■ Set problem: Quote the listing in full, exactly as given, minus any pictures.
begin
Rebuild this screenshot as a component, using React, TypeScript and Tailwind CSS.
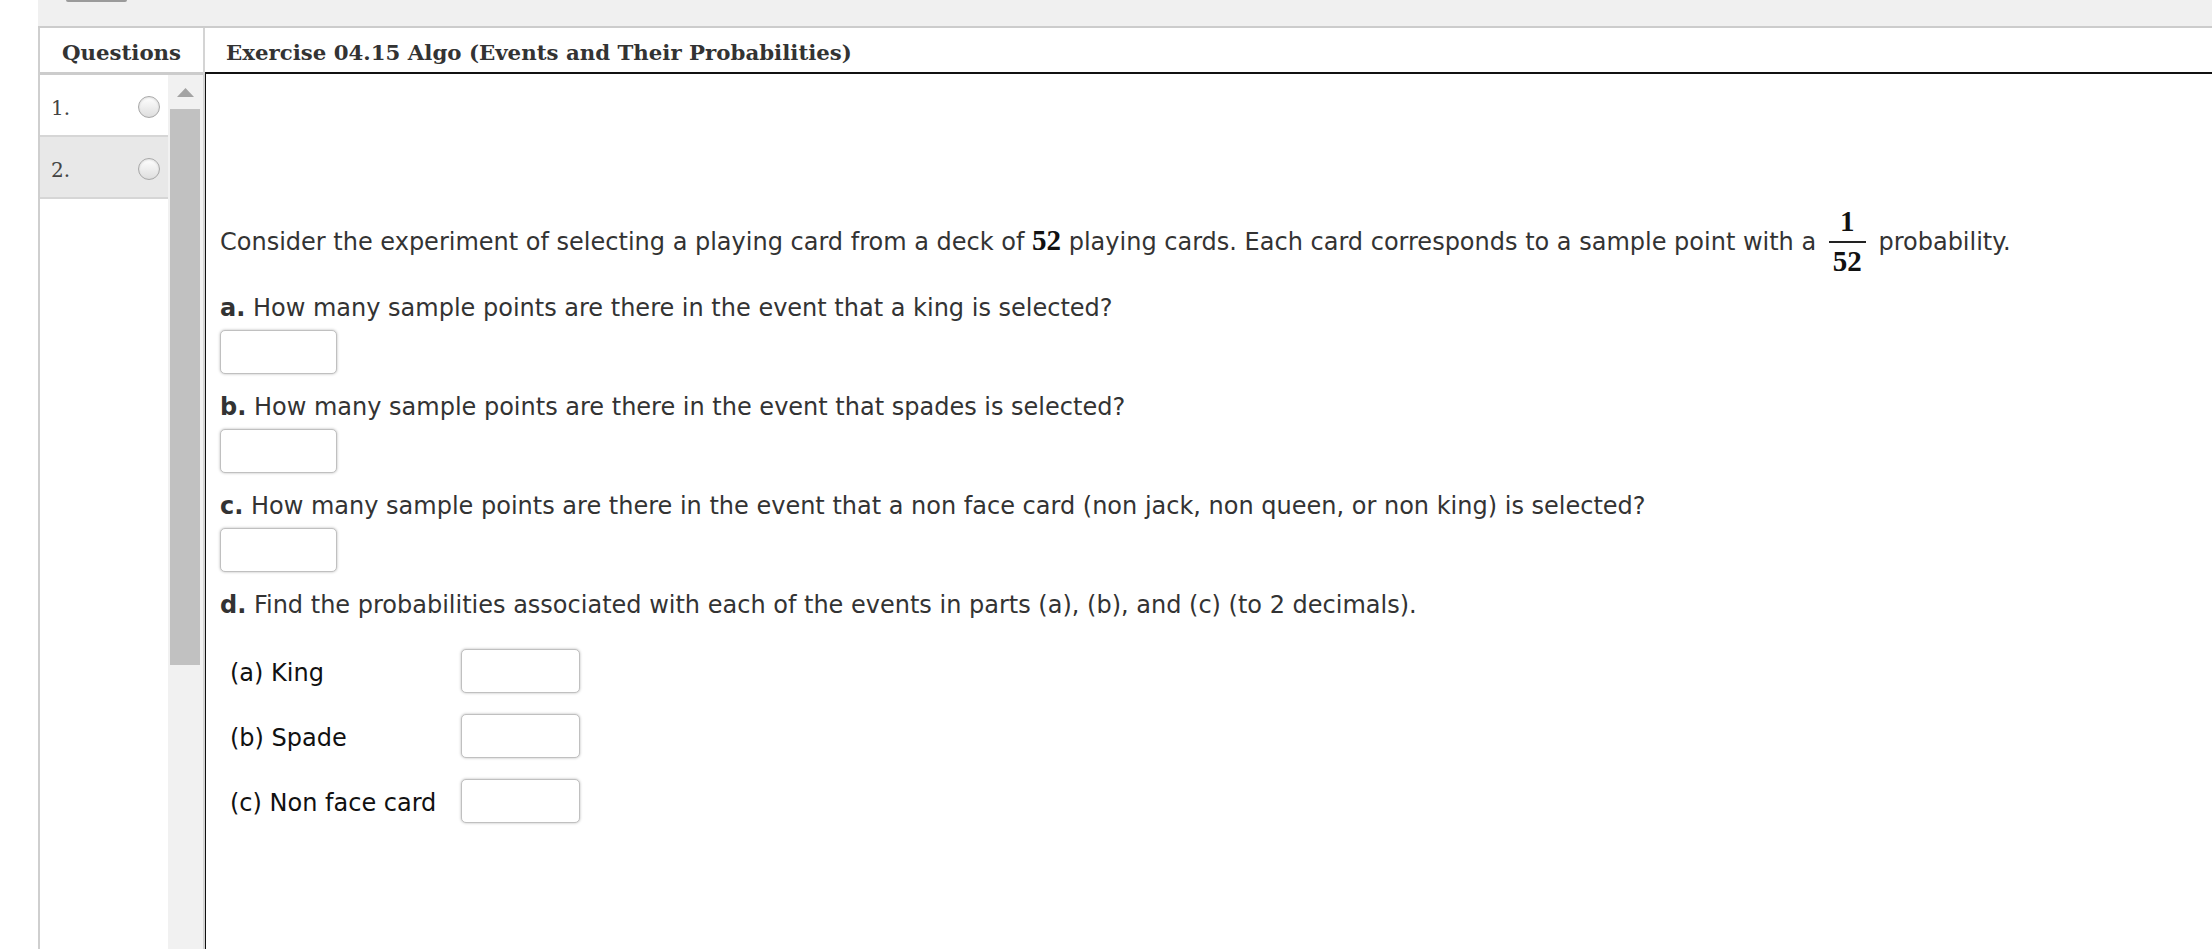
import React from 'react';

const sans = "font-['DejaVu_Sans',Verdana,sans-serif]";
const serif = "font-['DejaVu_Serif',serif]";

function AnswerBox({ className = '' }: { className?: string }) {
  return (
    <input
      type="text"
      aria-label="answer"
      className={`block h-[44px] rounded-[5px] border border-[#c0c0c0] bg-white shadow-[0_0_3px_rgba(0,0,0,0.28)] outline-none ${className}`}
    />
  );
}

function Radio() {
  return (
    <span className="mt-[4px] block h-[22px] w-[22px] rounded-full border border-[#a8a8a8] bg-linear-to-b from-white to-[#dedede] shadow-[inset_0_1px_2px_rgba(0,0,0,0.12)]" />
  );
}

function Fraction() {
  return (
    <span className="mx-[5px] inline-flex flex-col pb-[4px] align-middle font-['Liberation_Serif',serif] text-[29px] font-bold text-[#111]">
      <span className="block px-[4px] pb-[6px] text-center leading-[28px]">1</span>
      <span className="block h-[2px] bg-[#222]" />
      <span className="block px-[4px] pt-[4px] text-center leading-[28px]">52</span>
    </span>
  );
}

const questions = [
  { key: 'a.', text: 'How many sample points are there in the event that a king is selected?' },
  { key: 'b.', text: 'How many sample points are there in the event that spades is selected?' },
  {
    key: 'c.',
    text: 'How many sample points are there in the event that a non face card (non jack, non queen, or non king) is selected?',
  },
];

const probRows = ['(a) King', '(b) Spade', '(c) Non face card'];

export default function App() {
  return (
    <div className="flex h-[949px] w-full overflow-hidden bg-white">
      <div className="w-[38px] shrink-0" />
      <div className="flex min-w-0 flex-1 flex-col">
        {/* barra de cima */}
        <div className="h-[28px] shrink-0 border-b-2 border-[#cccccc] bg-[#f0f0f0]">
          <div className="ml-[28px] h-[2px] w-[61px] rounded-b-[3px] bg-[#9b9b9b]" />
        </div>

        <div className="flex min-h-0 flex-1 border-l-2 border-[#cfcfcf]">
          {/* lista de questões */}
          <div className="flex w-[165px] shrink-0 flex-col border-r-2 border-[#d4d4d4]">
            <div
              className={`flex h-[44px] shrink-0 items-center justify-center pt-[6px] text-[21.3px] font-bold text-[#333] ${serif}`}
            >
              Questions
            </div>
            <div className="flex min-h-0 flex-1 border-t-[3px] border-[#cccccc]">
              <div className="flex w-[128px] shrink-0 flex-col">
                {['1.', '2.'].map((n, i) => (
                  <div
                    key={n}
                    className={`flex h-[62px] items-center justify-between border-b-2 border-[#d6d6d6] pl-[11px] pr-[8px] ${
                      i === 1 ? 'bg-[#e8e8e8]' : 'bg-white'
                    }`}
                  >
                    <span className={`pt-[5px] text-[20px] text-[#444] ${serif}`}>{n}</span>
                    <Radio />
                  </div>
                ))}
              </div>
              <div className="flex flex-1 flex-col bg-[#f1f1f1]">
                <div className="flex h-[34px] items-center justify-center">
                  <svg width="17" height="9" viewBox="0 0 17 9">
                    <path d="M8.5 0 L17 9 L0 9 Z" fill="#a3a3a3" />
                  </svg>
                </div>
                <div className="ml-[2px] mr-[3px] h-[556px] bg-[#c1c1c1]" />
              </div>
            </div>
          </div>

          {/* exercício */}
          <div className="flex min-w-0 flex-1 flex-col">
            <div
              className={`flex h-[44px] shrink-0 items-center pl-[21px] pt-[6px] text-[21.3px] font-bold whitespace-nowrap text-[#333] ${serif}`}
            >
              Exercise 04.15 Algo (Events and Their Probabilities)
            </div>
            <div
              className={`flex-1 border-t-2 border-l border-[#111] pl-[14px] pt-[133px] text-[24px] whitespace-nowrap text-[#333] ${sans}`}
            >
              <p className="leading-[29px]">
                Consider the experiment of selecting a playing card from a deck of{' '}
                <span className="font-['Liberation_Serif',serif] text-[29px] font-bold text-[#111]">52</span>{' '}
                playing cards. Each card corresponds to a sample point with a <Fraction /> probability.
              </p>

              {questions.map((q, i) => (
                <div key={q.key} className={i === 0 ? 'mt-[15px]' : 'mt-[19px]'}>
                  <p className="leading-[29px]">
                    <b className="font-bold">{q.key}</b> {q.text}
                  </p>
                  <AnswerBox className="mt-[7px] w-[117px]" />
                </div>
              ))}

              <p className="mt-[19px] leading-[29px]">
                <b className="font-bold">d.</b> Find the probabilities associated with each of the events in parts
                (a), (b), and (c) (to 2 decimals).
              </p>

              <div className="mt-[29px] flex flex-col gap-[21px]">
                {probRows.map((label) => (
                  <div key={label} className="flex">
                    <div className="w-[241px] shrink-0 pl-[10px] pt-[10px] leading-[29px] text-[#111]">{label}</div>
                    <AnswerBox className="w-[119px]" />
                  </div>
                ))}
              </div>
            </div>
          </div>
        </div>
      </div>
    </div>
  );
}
end
■ Answer for this exercise:
Rebuild this screenshot as a component, using React, TypeScript and Tailwind CSS.
import React from 'react';

const sans = "font-['DejaVu_Sans',Verdana,sans-serif]";
const serif = "font-['DejaVu_Serif',serif]";

function AnswerBox({ className = '' }: { className?: string }) {
  return (
    <input
      type="text"
      aria-label="answer"
      className={`block h-[44px] rounded-[5px] border border-[#c0c0c0] bg-white shadow-[0_0_3px_rgba(0,0,0,0.28)] outline-none ${className}`}
    />
  );
}

function Radio() {
  return (
    <span className="mt-[4px] block h-[22px] w-[22px] rounded-full border border-[#a8a8a8] bg-linear-to-b from-white to-[#dedede] shadow-[inset_0_1px_2px_rgba(0,0,0,0.12)]" />
  );
}

function Fraction() {
  return (
    <span className="mx-[5px] inline-flex flex-col pb-[4px] align-middle font-['Liberation_Serif',serif] text-[29px] font-bold text-[#111]">
      <span className="block px-[4px] pb-[6px] text-center leading-[28px]">1</span>
      <span className="block h-[2px] bg-[#222]" />
      <span className="block px-[4px] pt-[4px] text-center leading-[28px]">52</span>
    </span>
  );
}

const questions = [
  { key: 'a.', text: 'How many sample points are there in the event that a king is selected?' },
  { key: 'b.', text: 'How many sample points are there in the event that spades is selected?' },
  {
    key: 'c.',
    text: 'How many sample points are there in the event that a non face card (non jack, non queen, or non king) is selected?',
  },
];

const probRows = ['(a) King', '(b) Spade', '(c) Non face card'];

export default function App() {
  return (
    <div className="flex h-[949px] w-full overflow-hidden bg-white">
      <div className="w-[38px] shrink-0" />
      <div className="flex min-w-0 flex-1 flex-col">
        {/* barra de cima */}
        <div className="h-[28px] shrink-0 border-b-2 border-[#cccccc] bg-[#f0f0f0]">
          <div className="ml-[28px] h-[2px] w-[61px] rounded-b-[3px] bg-[#9b9b9b]" />
        </div>

        <div className="flex min-h-0 flex-1 border-l-2 border-[#cfcfcf]">
          {/* lista de questões */}
          <div className="flex w-[165px] shrink-0 flex-col border-r-2 border-[#d4d4d4]">
            <div
              className={`flex h-[44px] shrink-0 items-center justify-center pt-[6px] text-[21.3px] font-bold text-[#333] ${serif}`}
            >
              Questions
            </div>
            <div className="flex min-h-0 flex-1 border-t-[3px] border-[#cccccc]">
              <div className="flex w-[128px] shrink-0 flex-col">
                {['1.', '2.'].map((n, i) => (
                  <div
                    key={n}
                    className={`flex h-[62px] items-center justify-between border-b-2 border-[#d6d6d6] pl-[11px] pr-[8px] ${
                      i === 1 ? 'bg-[#e8e8e8]' : 'bg-white'
                    }`}
                  >
                    <span className={`pt-[5px] text-[20px] text-[#444] ${serif}`}>{n}</span>
                    <Radio />
                  </div>
                ))}
              </div>
              <div className="flex flex-1 flex-col bg-[#f1f1f1]">
                <div className="flex h-[34px] items-center justify-center">
                  <svg width="17" height="9" viewBox="0 0 17 9">
                    <path d="M8.5 0 L17 9 L0 9 Z" fill="#a3a3a3" />
                  </svg>
                </div>
                <div className="ml-[2px] mr-[3px] h-[556px] bg-[#c1c1c1]" />
              </div>
            </div>
          </div>

          {/* exercício */}
          <div className="flex min-w-0 flex-1 flex-col">
            <div
              className={`flex h-[44px] shrink-0 items-center pl-[21px] pt-[6px] text-[21.3px] font-bold whitespace-nowrap text-[#333] ${serif}`}
            >
              Exercise 04.15 Algo (Events and Their Probabilities)
            </div>
            <div
              className={`flex-1 border-t-2 border-l border-[#111] pl-[14px] pt-[133px] text-[24px] whitespace-nowrap text-[#333] ${sans}`}
            >
              <p className="leading-[29px]">
                Consider the experiment of selecting a playing card from a deck of{' '}
                <span className="font-['Liberation_Serif',serif] text-[29px] font-bold text-[#111]">52</span>{' '}
                playing cards. Each card corresponds to a sample point with a <Fraction /> probability.
              </p>

              {questions.map((q, i) => (
                <div key={q.key} className={i === 0 ? 'mt-[15px]' : 'mt-[19px]'}>
                  <p className="leading-[29px]">
                    <b className="font-bold">{q.key}</b> {q.text}
                  </p>
                  <AnswerBox className="mt-[7px] w-[117px]" />
                </div>
              ))}

              <p className="mt-[19px] leading-[29px]">
                <b className="font-bold">d.</b> Find the probabilities associated with each of the events in parts
                (a), (b), and (c) (to 2 decimals).
              </p>

              <div className="mt-[29px] flex flex-col gap-[21px]">
                {probRows.map((label) => (
                  <div key={label} className="flex">
                    <div className="w-[241px] shrink-0 pl-[10px] pt-[10px] leading-[29px] text-[#111]">{label}</div>
                    <AnswerBox className="w-[119px]" />
                  </div>
                ))}
              </div>
            </div>
          </div>
        </div>
      </div>
    </div>
  );
}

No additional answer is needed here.